Something has become a bit worrisome in my computing life. Since I got my Powerbook last Fall, I've allowed myself to become increasingly dependent on closed software applications.
One of the things I treasure about open standards and simple file formats is that I can still easily read and edit my emails and documents going back to September 1991, to the day I typed my first command at a Unix prompt. That's nearly 15 years ago!
Many people fret about bit rot: put your newborn's pictures in some seemingly ‘archival’ format like JPEGs on CD-ROMs, and your ability to revisit them when your kid turns 21 is very much not assured. There are two issues here: the physical media, and the file formats. In the net-centric, GNUish world I first entered as an undergrad, neither issue seems to be much of a problem.
With ‘offline’ physical media – cartridges, cards, disks, etc. – you must be extremely vigilant to copy all your stuff from one dominant form to the next during the narrow window in time when both are available. Copy your stack of 5¼″ floppy disks onto 3½″ disks. Copy those onto Zip disks. Copy those onto CD-RWs. Copy those onto DVD-Rs. Copy those onto external USB-2 hard disks. Copy those onto whatever the hell is next. Who has the patience for all that? But if you get lax and skip a step, you end up with valuable stuff on a 5¼″ floppy but a computer that only supports 3½″ and CD. Now what do you do? (Substitute the latest technologies as needed.)
This is one reason why I never recommend any kind of offline storage medium, including today's popular USB sticks. Many folks in personal computing thought it was a major coup when Apple released the first home computer with no floppy drive – the iMac in 1998 – but the DECstation 3100s we used at Hopkins had no external storage facility at all, and they were produced in 1989. They had internal hard disks and ethernet, and that's it. It's still basically all I need; some of my machines can write CDs or DVDs, but I really hardly ever use that functionality.
So, my strategy for keeping data alive through the years is just to copy it over the network from one Unix machine to the next, whenever I change institutions and workstations. Nowadays, I always keep multiple copies alive (home, work, laptop) as a backup strategy as well. This has the added advantage that whenever you buy a new machine or disk, it generally has 10 times or more the capacity of the previous one. So bringing along all the old stuff every time costs very little space.
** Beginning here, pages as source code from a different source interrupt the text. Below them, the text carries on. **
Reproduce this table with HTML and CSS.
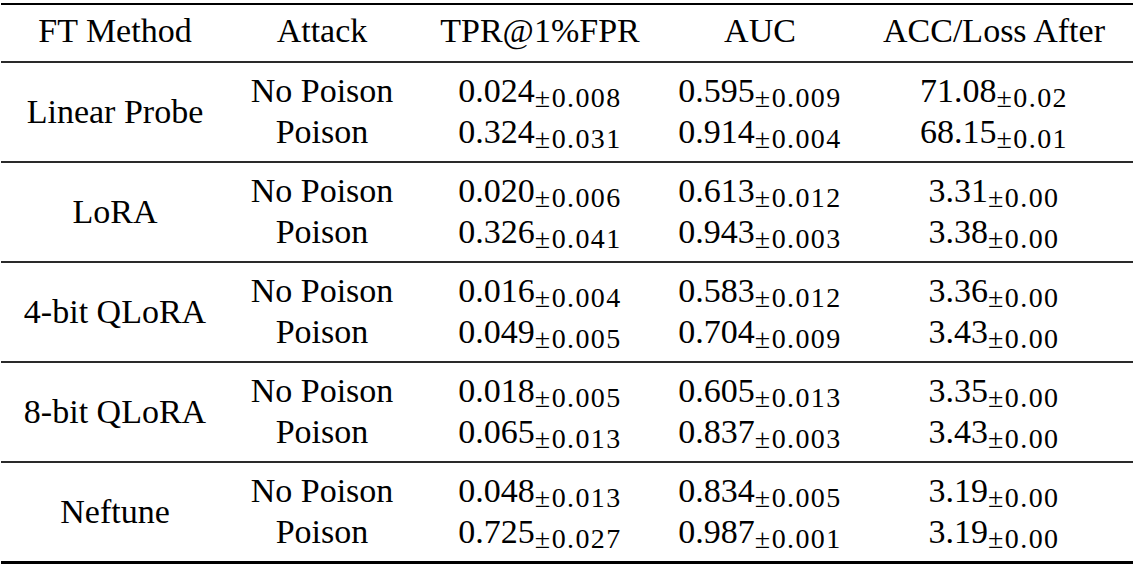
FILE: index.html
```html
<!DOCTYPE html>
<html>
<head>
<meta charset="utf-8">
<link rel="stylesheet" href="styles.css">
</head>
<body>
<table class="results">
  <colgroup>
    <col class="c1"><col class="c2"><col class="c3"><col class="c4"><col class="c5">
  </colgroup>
  <thead>
    <tr><th>FT Method</th><th>Attack</th><th>TPR@1%FPR</th><th>AUC</th><th>ACC/Loss After</th></tr>
  </thead>
  <tbody>
    <tr class="r1"><td rowspan="2" class="method">Linear Probe</td><td>No Poison</td><td>0.024<sub>±0.008</sub></td><td>0.595<sub>±0.009</sub></td><td>71.08<sub>±0.02</sub></td></tr>
    <tr class="r2"><td>Poison</td><td>0.324<sub>±0.031</sub></td><td>0.914<sub>±0.004</sub></td><td>68.15<sub>±0.01</sub></td></tr>
  </tbody>
  <tbody>
    <tr class="r1"><td rowspan="2" class="method">LoRA</td><td>No Poison</td><td>0.020<sub>±0.006</sub></td><td>0.613<sub>±0.012</sub></td><td>3.31<sub>±0.00</sub></td></tr>
    <tr class="r2"><td>Poison</td><td>0.326<sub>±0.041</sub></td><td>0.943<sub>±0.003</sub></td><td>3.38<sub>±0.00</sub></td></tr>
  </tbody>
  <tbody>
    <tr class="r1"><td rowspan="2" class="method">4-bit QLoRA</td><td>No Poison</td><td>0.016<sub>±0.004</sub></td><td>0.583<sub>±0.012</sub></td><td>3.36<sub>±0.00</sub></td></tr>
    <tr class="r2"><td>Poison</td><td>0.049<sub>±0.005</sub></td><td>0.704<sub>±0.009</sub></td><td>3.43<sub>±0.00</sub></td></tr>
  </tbody>
  <tbody>
    <tr class="r1"><td rowspan="2" class="method">8-bit QLoRA</td><td>No Poison</td><td>0.018<sub>±0.005</sub></td><td>0.605<sub>±0.013</sub></td><td>3.35<sub>±0.00</sub></td></tr>
    <tr class="r2"><td>Poison</td><td>0.065<sub>±0.013</sub></td><td>0.837<sub>±0.003</sub></td><td>3.43<sub>±0.00</sub></td></tr>
  </tbody>
  <tbody>
    <tr class="r1"><td rowspan="2" class="method">Neftune</td><td>No Poison</td><td>0.048<sub>±0.013</sub></td><td>0.834<sub>±0.005</sub></td><td>3.19<sub>±0.00</sub></td></tr>
    <tr class="r2"><td>Poison</td><td>0.725<sub>±0.027</sub></td><td>0.987<sub>±0.001</sub></td><td>3.19<sub>±0.00</sub></td></tr>
  </tbody>
</table>
</body>
</html>
```
FILE: styles.css
```css
html, body {
  margin: 0;
  padding: 0;
  background: #fff;
}

.results {
  margin: 3px 0 0 1px;
  width: 1132px;
  table-layout: fixed;
  border-collapse: separate;
  border-spacing: 0;
  border-top: 2px solid #000;
  border-bottom: 3px solid #000;
  font-family: "Liberation Serif", "Times New Roman", serif;
  font-size: 34px;
  line-height: 41px;
  color: #000;
}

.c1 { width: 228px; }
.c2 { width: 186px; }
.c3 { width: 250px; }
.c4 { width: 190px; }
.c5 { width: 278px; }

.results th,
.results td {
  padding: 0;
  text-align: center;
  white-space: nowrap;
  font-weight: normal;
}

.results th {
  padding: 5px 0 10px;
}

.r1 td {
  border-top: 2px solid #2a2a2a;
  padding-top: 7px;
}

.r2 td {
  padding-bottom: 9px;
}

.results td.method {
  vertical-align: middle;
  padding-top: 7px;
  padding-bottom: 9px;
}

.results sub {
  font-size: 28px;
  line-height: 0;
  letter-spacing: 1.4px;
  vertical-align: -5px;
}
```
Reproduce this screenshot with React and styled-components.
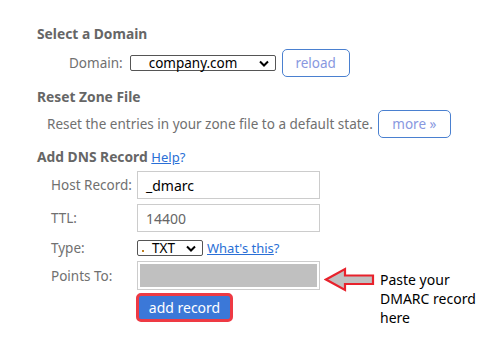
import styled, { createGlobalStyle } from "styled-components";

const GlobalStyle = createGlobalStyle`
  body {
    margin: 0;
    background: #fff;
    font-family: "Noto Sans", "Open Sans", Arial, sans-serif;
  }
`;

const Page = styled.div`
  display: flex;
  flex-direction: column;
  padding: 25px 0 0 37px;
  width: 482px;
  height: 358px;
  box-sizing: border-box;
  color: #666;
  font-size: 13.5px;
`;

const Heading = styled.h3`
  margin: ${(p) => p.$top || 0}px 0 0;
  font-size: 13.8px;
  line-height: 18px;
  font-weight: 700;
  color: #666;
`;

const Row = styled.div`
  display: flex;
  align-items: center;
  height: ${(p) => p.$h}px;
  margin-top: ${(p) => p.$top || 0}px;
  padding-left: ${(p) => p.$indent || 0}px;
`;

const Label = styled.span`
  font-size: 13.5px;
  line-height: 16px;
  color: #707070;
  width: ${(p) => (p.$width ? `${p.$width}px` : "auto")};
  flex-shrink: 0;
`;

const SelectBox = styled.div`
  display: flex;
  align-items: center;
  box-sizing: border-box;
  width: ${(p) => p.$width}px;
  height: 16px;
  border: 1px solid #555;
  border-radius: 2px;
  padding: 0 6px 0 ${(p) => p.$pad}px;
  font-size: 13.5px;
  color: #000;
  margin-left: ${(p) => p.$left || 0}px;
  background: #fff;

  span {
    flex: 1;
    line-height: 14px;
  }
`;

const Dot = styled.i`
  width: 2px;
  height: 2px;
  margin: 6px 8px 0 0;
  background: #c08020;
  flex-shrink: 0;
`;

const OutlineBtn = styled.button`
  box-sizing: border-box;
  height: 28px;
  width: ${(p) => p.$width}px;
  margin-left: ${(p) => p.$left}px;
  border: 1px solid #4a80d0;
  border-radius: 5px;
  background: #fff;
  color: #8898e0;
  font-family: inherit;
  font-size: 13.5px;
  padding: 0;
`;

const Text = styled.span`
  font-size: 13.5px;
  line-height: 16px;
  color: #707070;
`;

const Link = styled.a`
  color: #2a6fd6;
  text-decoration: underline;
  font-weight: 400;
  font-size: 13px;
  line-height: 16px;
  margin-left: ${(p) => p.$left || 0}px;
`;

const Q = styled.span`
  color: #2a6fd6;
  font-weight: 400;
  font-size: 13px;
  line-height: 16px;
`;

const Input = styled.div`
  box-sizing: border-box;
  width: 183px;
  height: 28px;
  border: 1px solid #ccc;
  padding: 0 8px;
  display: flex;
  align-items: center;
  font-size: 14px;
  color: ${(p) => (p.$muted ? "#666" : "#000")};
  background: #fff;
`;

const GrayInput = styled.div`
  box-sizing: border-box;
  width: 183px;
  height: 29px;
  border: 1px solid #ccc;
  padding: 2px;
  background: #fff;

  div {
    height: 100%;
    background: #c0c0c0;
  }
`;

const AddBtn = styled.button`
  box-sizing: border-box;
  width: 97px;
  height: 29px;
  margin-left: 85px;
  border: 3px solid #ee3a44;
  border-radius: 5px;
  background: #3b78d8;
  color: #fff;
  font-family: inherit;
  font-size: 14px;
  padding: 0;
`;

const Annotation = styled.div`
  display: flex;
  align-items: flex-start;
  align-self: flex-start;
  height: 29px;
  margin-top: 6px;
  margin-left: 4px;
`;

const Note = styled.p`
  margin: 3px 0 0 5px;
  font-size: 14px;
  line-height: 19px;
  color: #000;
`;

const Chevron = () => (
  <svg width="10" height="7" viewBox="0 0 10 7">
    <polyline points="1,1.5 5,5.5 9,1.5" fill="none" stroke="#000" strokeWidth="2" />
  </svg>
);

const Arrow = () => (
  <svg width="51" height="25" viewBox="0 0 51 25">
    <polygon
      points="2,12.5 21,2 21,8.5 49,8.5 49,17 21,17 21,23"
      fill="#c0c0c0"
      stroke="#e8222c"
      strokeWidth="2.2"
    />
  </svg>
);

export default function App() {
  return (
    <>
      <GlobalStyle />
      <Page>
        <Heading>Select a Domain</Heading>
        <Row $h={28} $top={6} $indent={32}>
          <Label>Domain:</Label>
          <SelectBox $width={146} $pad={18} $left={7}>
            <span>company.com</span>
            <Chevron />
          </SelectBox>
          <OutlineBtn $width={68} $left={6}>reload</OutlineBtn>
        </Row>

        <Heading $top={11}>Reset Zone File</Heading>
        <Row $h={28} $top={4} $indent={10}>
          <Text>Reset the entries in your zone file to a default state.</Text>
          <OutlineBtn $width={73} $left={5}>more »</OutlineBtn>
        </Row>

        <Heading $top={10}>
          Add DNS Record <Link>Help</Link>
          <Q>?</Q>
        </Heading>

        <Row $h={28} $top={5} $indent={14}>
          <Label $width={86}>Host Record:</Label>
          <Input>_dmarc</Input>
        </Row>
        <Row $h={28} $top={5} $indent={14}>
          <Label $width={86}>TTL:</Label>
          <Input $muted>14400</Input>
        </Row>
        <Row $h={16} $top={8} $indent={14}>
          <Label $width={86}>Type:</Label>
          <SelectBox $width={66} $pad={4}>
            <Dot />
            <span>TXT</span>
            <Chevron />
          </SelectBox>
          <Link $left={4}>What's this</Link>
          <Q>?</Q>
        </Row>
        <Row $h={29} $top={5} $indent={14}>
          <Label $width={86}>Points To:</Label>
          <GrayInput>
            <div />
          </GrayInput>
          <Annotation>
            <Arrow />
            <Note>
              Paste your
              <br />
              DMARC record
              <br />
              here
            </Note>
          </Annotation>
        </Row>
        <Row $h={29} $top={3} $indent={14}>
          <AddBtn>add record</AddBtn>
        </Row>
      </Page>
    </>
  );
}
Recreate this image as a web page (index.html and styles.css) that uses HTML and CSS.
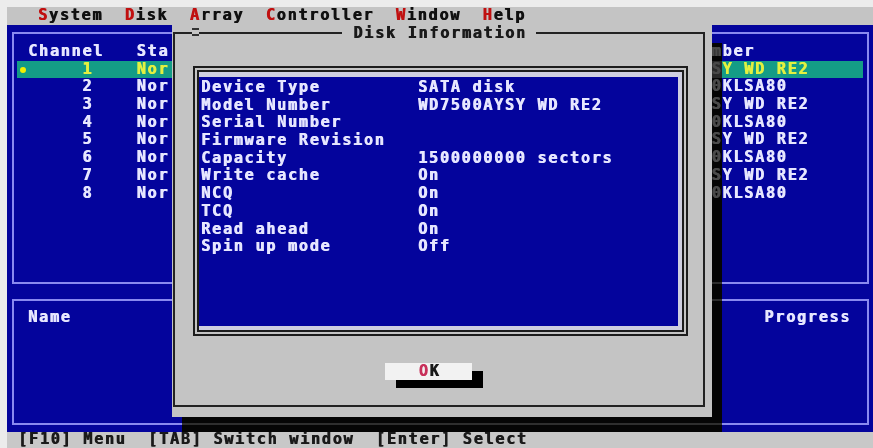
FILE: index.html
```html
<!DOCTYPE html>
<html>
<head>
<meta charset="utf-8">
<title>Disk Information</title>
<link rel="stylesheet" href="styles.css">
</head>
<body>
<div class="screen">
  <div class="menubar"><span class="hk">S</span>ystem  <span class="hk">D</span>isk  <span class="hk">A</span>rray  <span class="hk">C</span>ontroller  <span class="hk">W</span>indow  <span class="hk">H</span>elp</div>
  <div class="main">
    <div class="panel panel-top">
      <div class="row head"><span>Channel</span><span>Sta</span><span>mber</span></div>
      <div class="row sel"><span class="dot"></span><span class="num">1</span><span>Nor</span><span>SY WD RE2</span></div>
      <div class="row"><span class="num">2</span><span>Nor</span><span>0KLSA80</span></div>
      <div class="row"><span class="num">3</span><span>Nor</span><span>SY WD RE2</span></div>
      <div class="row"><span class="num">4</span><span>Nor</span><span>0KLSA80</span></div>
      <div class="row"><span class="num">5</span><span>Nor</span><span>SY WD RE2</span></div>
      <div class="row"><span class="num">6</span><span>Nor</span><span>0KLSA80</span></div>
      <div class="row"><span class="num">7</span><span>Nor</span><span>SY WD RE2</span></div>
      <div class="row"><span class="num">8</span><span>Nor</span><span>0KLSA80</span></div>
    </div>
    <div class="panel panel-bottom">
      <span>Name</span><span>Progress</span>
    </div>
  </div>
  <div class="status">[F10] Menu  [TAB] Switch window  [Enter] Select</div>

  <div class="shadow"></div>

  <div class="dialog">
    <div class="frame">
      <span class="sysmenu"></span>
      <div class="title"><span>Disk Information</span></div>
      <div class="box-outer">
        <div class="box-inner">
          <div class="info">
            <div class="info-row"><span>Device Type</span><span>SATA disk</span></div>
            <div class="info-row"><span>Model Number</span><span>WD7500AYSY WD RE2</span></div>
            <div class="info-row"><span>Serial Number</span><span></span></div>
            <div class="info-row"><span>Firmware Revision</span><span></span></div>
            <div class="info-row"><span>Capacity</span><span>1500000000 sectors</span></div>
            <div class="info-row"><span>Write cache</span><span>On</span></div>
            <div class="info-row"><span>NCQ</span><span>On</span></div>
            <div class="info-row"><span>TCQ</span><span>On</span></div>
            <div class="info-row"><span>Read ahead</span><span>On</span></div>
            <div class="info-row"><span>Spin up mode</span><span>Off</span></div>
          </div>
        </div>
      </div>
      <div class="ok"><span class="ok-hk">O</span>K</div>
    </div>
  </div>
</div>
</body>
</html>
```

FILE: styles.css
```css
* { box-sizing: border-box; }
:root { --cw: 10.85px; }
html, body { margin: 0; padding: 0; }
body {
  background: #ececec;
  width: 873px;
  height: 448px;
  overflow: hidden;
  padding: 7px 0 0 7px;
  font-family: "DejaVu Sans Mono", "Liberation Mono", monospace;
  font-weight: bold;
  font-size: 15.2px;
  letter-spacing: 1.7px;
  text-shadow: 0.7px 0 0 currentColor;
}
.screen {
  position: relative;
  width: 866px;
  height: 441px;
}
.menubar {
  height: 18px;
  background: #c4c4c4;
  color: #101010;
  line-height: 17px;
  padding-left: 31px;
  white-space: pre;
}
.hk { color: #c01010; }

.main {
  height: 407px;
  background: #04049c;
  padding: 7px 4px 7px 5px;
  display: flex;
  flex-direction: column;
  gap: 15px;
}
.panel { border: 2px solid #8a8af0; }
.panel-top {
  height: 252px;
  padding-top: 9px;
}
.panel-bottom {
  height: 126px;
  padding: 8px 16px 0 14px;
  display: flex;
  justify-content: space-between;
  align-items: flex-start;
  line-height: 17.7px;
  color: #e6e6ff;
}
.row {
  position: relative;
  display: grid;
  grid-template-columns: calc(var(--cw) * 10) calc(var(--cw) * 53) 1fr;
  height: 17.7px;
  line-height: 17.7px;
  margin: 0 4px 0 3px;
  padding-left: 11px;
  color: #e6e6ff;
  white-space: pre;
}
.row.sel {
  background: #149c86;
  color: #e4f040;
}
.num { padding-left: calc(var(--cw) * 5); }
.dot {
  position: absolute;
  left: 3px;
  top: 6px;
  width: 6px;
  height: 6px;
  border-radius: 50%;
  background: #f4f000;
}

.status {
  height: 16px;
  background: #c8c8c8;
  color: #1a1a1a;
  line-height: 14px;
  padding-left: 11px;
  white-space: pre;
}

.shadow {
  position: absolute;
  left: 175px;
  top: 36px;
  width: 540px;
  height: 389px;
  background: rgba(0, 0, 0, 0.15);
  backdrop-filter: grayscale(1) brightness(0.38);
}

.dialog {
  position: absolute;
  left: 165px;
  top: 18px;
  width: 540px;
  height: 392px;
  background: #c4c4c4;
  padding: 7px 0 0 1px;
}
.frame {
  position: relative;
  width: 532px;
  height: 375px;
  border: 2px solid #222;
  padding: 32px 0 0 18px;
}
.title {
  position: absolute;
  top: -9px;
  left: 0;
  right: 0;
  text-align: center;
  line-height: 16px;
  color: #1a1a1a;
}
.title span {
  background: #c4c4c4;
  padding: 0 9px 0 11px;
}
.sysmenu {
  position: absolute;
  left: 17px;
  top: -6px;
  width: 7px;
  height: 8px;
  border-top: 2px solid #333;
  border-bottom: 2px solid #333;
  background: #c4c4c4;
}
.box-outer {
  width: 495px;
  border: 2px solid #1c1c1c;
  padding: 2px;
}
.box-inner {
  border: 2px solid #1c1c1c;
  background: #cfcfe0;
  padding: 5px 4px 4px 0;
}
.info {
  height: 249px;
  background: #04049c;
  color: #e6e6ff;
  padding: 2px 0 0 2px;
}
.info-row {
  display: grid;
  grid-template-columns: calc(var(--cw) * 20) 1fr;
  height: 17.7px;
  line-height: 17.7px;
  white-space: pre;
}
.ok {
  margin: 27px 0 0 192px;
  width: 87px;
  height: 17px;
  background: #f2f2f2;
  box-shadow: 11px 8px 0 #000;
  text-align: center;
  line-height: 17px;
  color: #1a1a1a;
  padding-left: 2px;
}
.ok-hk { color: #c8305a; }
```
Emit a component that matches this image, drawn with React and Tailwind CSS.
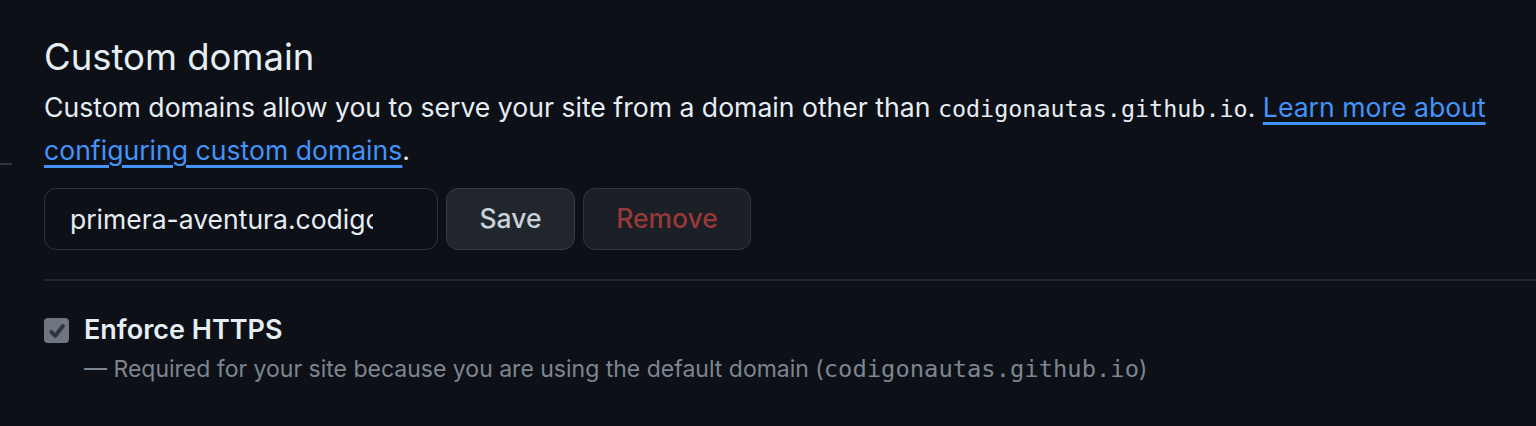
export default function App() {
  const sans = { fontFamily: "Inter, 'Noto Sans', sans-serif" };
  const mono = "font-['DejaVu_Sans_Mono',monospace]";

  return (
    <div className="w-full h-[426px] bg-[#0d1117] flex overflow-hidden" style={sans}>
      {/* sidebar edge */}
      <div className="w-[12px] shrink-0">
        <div className="mt-[163px] h-[2px] bg-[#30363d]"></div>
      </div>

      <div className="flex-1 pl-[32px] pt-[34px]">
        <h2 className="text-[36.5px] leading-[47px] text-[#e6edf3] font-normal">Custom domain</h2>
        <p className="mt-[6px] max-w-[1460px] text-[26.6px] leading-[41px] text-[#e6edf3]">
          Custom domains allow you to serve your site from a domain other than{" "}
          <code className={`${mono} text-[23.4px]`}>codigonautas.github.io</code>.{" "}
          <a href="#" className="text-[#4493f8] underline decoration-[2.5px] underline-offset-[5px]">
            Learn more about configuring custom domains
          </a>
          .
        </p>

        <div className="mt-[17px] flex gap-[8px]">
          <input
            readOnly
            value="primera-aventura.codigonautas.github.io"
            className="w-[394px] h-[62px] pl-[25px] pr-[64px] rounded-[12px] border-[1.5px] border-[#30363d] bg-[#0d1117] text-[26.5px] text-[#e6edf3] outline-none"
            style={sans}
          />
          <button className="w-[129px] h-[62px] rounded-[12px] border-[1.5px] border-[#363b42] bg-[#21262d] text-[26.5px] font-medium text-[#c9d1d9]">
            Save
          </button>
          <button className="w-[168px] h-[62px] rounded-[12px] border-[1.5px] border-[#30363d] bg-[#1b1f26] text-[26.5px] font-medium text-[#983838]">
            Remove
          </button>
        </div>

        <div className="mt-[29px] h-[2px] bg-[#21262d]"></div>

        <div className="mt-[32px] flex gap-[15px]">
          <div className="mt-[5px] w-[25px] h-[25px] shrink-0 rounded-[4px] bg-[#6e7681] flex items-center justify-center">
            <svg viewBox="0 0 16 16" className="w-[22px] h-[22px]" fill="none" stroke="#30363d" strokeWidth="2.8" strokeLinecap="round" strokeLinejoin="round">
              <path d="M3.8 8.6l2.9 3 5.6-7.2" />
            </svg>
          </div>
          <div>
            <div className="text-[27px] leading-[34px] font-semibold text-[#e6edf3]">Enforce HTTPS</div>
            <div className="mt-[7px] text-[23px] leading-[30px] text-[#7d8590]">
              — Required for your site because you are using the default domain (
              <code className={`${mono} text-[23.8px]`}>codigonautas.github.io</code>)
            </div>
          </div>
        </div>
      </div>
    </div>
  );
}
Now, as for the file formats themselves, this has until now been very easy as well. On Unix-y systems, the plain text file is still king, and the few binary formats tend to be open, stable, and supported by multiple applications (think JPEG, PS, PDF). There have always been exceptions: xfig is one that I used way back. And with the more desktop-oriented applications of Gnome, KDE, and Mac OS, there are even more exceptions: I currently rely on gnumeric and gnucash. But as long as the apps are portable, open-source, and provide a variety of export formats, I'm not too worried.
Incidentally, XML-based formats are often touted as a solution here, but they only get you so far. Sure, a text-based format is going to be easier to decode than an opaque, arbitrary, binary format. But open up the .apxl (XML) file used by Apple Keynote in your text editor and tell me with a straight face that it would help you reconstruct your presentation if you no longer had access to Keynote.
I started out writing this with the intent to think ‘out loud’ about what Mac applications I've come to depend on, and how I might reduce that dependence and transition back to mostly open source stuff. (Then I can make use of my GNU/Linux desktops at home and work again, instead of carrying the Mac laptop back and forth always.) But this post has become long already, and I'm ready to head home and seek out dinner, so maybe it's best just to publish this and restart that brainstorm another day.